Of course it's wrongly used, since it doesn't work (hence my request to make it work).

The issue is not whether we should write such code now (we obviously shouldn't, since we'll hit all kinds of language problems); it's whether we'd like to write such code in the future (in which case we need to fix those problems now). Personally, I would like to avoid redefining built-in capabilities over and over.

As for what I'm trying to achieve, the same as everyone else: clean, understandable, maintainable code.

Here's something I ran across this week. I'm instantiating a class $class (read from a config file) and need to inject dependencies ($dep_classes, read from a config file) into the constructor. How to do it?

    $deps = [];
    foreach ($dep_classes as $dep_class) {
      $deps[] = new $dep_class;
    }
    $instance = new $class(...$deps);
It works, but turning $dep_classes into $deps is clearly a use-case for array_map. We shouldn't reinvent the wheel:

    $deps = array_map(function($dep_class) { return new $dep_class; }, $dep_classes);
    $instance = new $class(...$deps);
Again, it works, but that anonymous function is pretty horrible; we might have been better off with the loop!

However, it's clear that, again, we're reinventing the wheel. array_map passes the class names to its callback, so why are we passing them to "new" ourselves?

    $deps = array_map('new', $dep_classes);
    $instance = new $class(...$deps);
This gives an error, since "new" is an operator. Does this scream of "wrongly used PHP", or is it a problem with the language that would be nice to fix? I'd say the latter, since at the moment we're forced to do one of two things:

- Use a foreach loop to duplicate the functionality of array_map. - Define a new function which behaves exactly like "new".

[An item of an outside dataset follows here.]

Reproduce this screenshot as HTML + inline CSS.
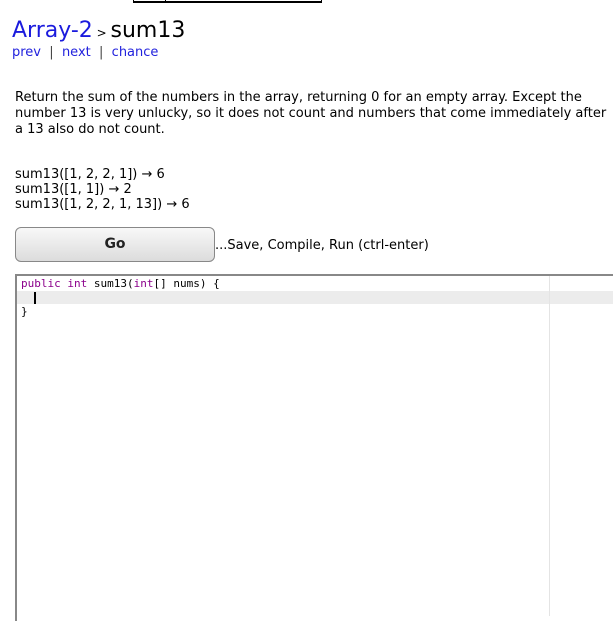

Perhaps 15 years with PHP has given you a "gut feeling" to avoid programming styles which will inevitably run into problems; I've certainly got such a feeling after 4 years. While avoiding those problems is useful to get a job done today, it would be even better if we didn't have to worry about them tomorrow.

There's no point adding features like array_map, anonymous functions, etc. to the language if we all have to learn to avoid them to avoid parser errors.